Despite making Boozy Froot just the once, the response to the beer has prompted the brewery to make another batch, which will be put into bottles and kegs.
“It’s really humbling,” adds Basford. “We went to GABS a complete non entity in Melbourne. To with our first beer in 2015 and to watch it explode on social media was amazing. That finished third in the People’s Choice. To have people choosing is amazing. There are judged awards out there, but to have the punter select the beer is great – they’re the people we make beer for. They don’t try to dissect or analyse it. To get enough of them to say ‘we really like that beer’ – we really rate that.”
Of the 14 Festival Ciders at GABS 2018, Grandma’s Jam Cider from Devil’s Brewery in Tasmania took the prize. After finding a number of Tasmanian jams in the back of a cupboard, the Devils Brewery team set out to find more and make a cider with it. The runners-up were Tanninator by Wille Smith’s Cider; Rochdale Mojito Cider from McCashin’s in New Zealand; Grand Ridge’s Twisted Sister Apple Cinnamon Cider; and Honey I’n Cider from Napoleone.

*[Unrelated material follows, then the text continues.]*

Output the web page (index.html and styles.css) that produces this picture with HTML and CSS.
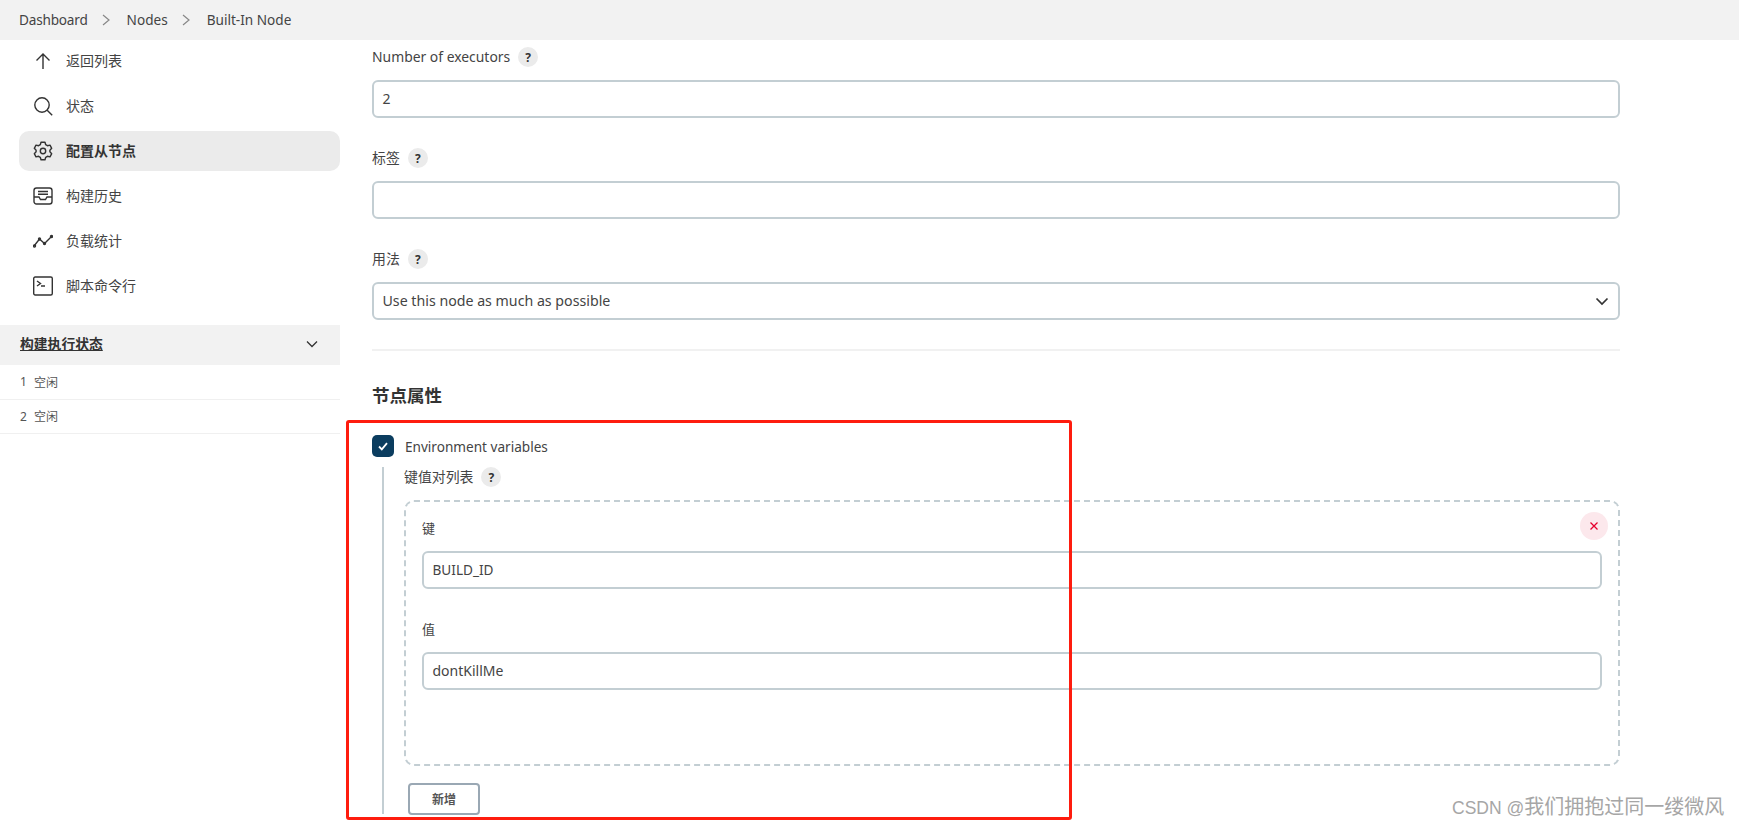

“The inspiration was seeing the back of my fridge at home, with half eaten jars of jam,” explains David Tottle, head brewer at Devil’s Brewery. “Seeing them crystallizing over the month, all that concentrated fruit and sugar – that screamed fermentation to me. So I got the call out on social media and got aroudn 100kg of jam sent over to us from followers. And we went from there. It has a typical cider base with local Tasmanian apples and then we put that fermentation off and added and the jams and some fruit as well. It took two days to filter! It was a nightmare. It was done for fun, and to reconstitute all that product that had had so much love and effort put into it.
“We had to get it lab tested because of the unknown quality of these sugars. It was amazing to see the particular years when they had had good seasons for particular fruits. My favourite was a medlar jelly from 1995 that poured like treacle. Our oldest contributor was a 90 year-old who’s been making jam since she was old enough to stir a spoon. She had at least 60kg of jam.
“I went to GABS Melbourne last year as a punter and I was blown away. They do an incredible job. It’s not a competitive environment – you just put it there and have fun. To win People’s Choice was quite a surprise. It’s certainly lovely to be recognised.”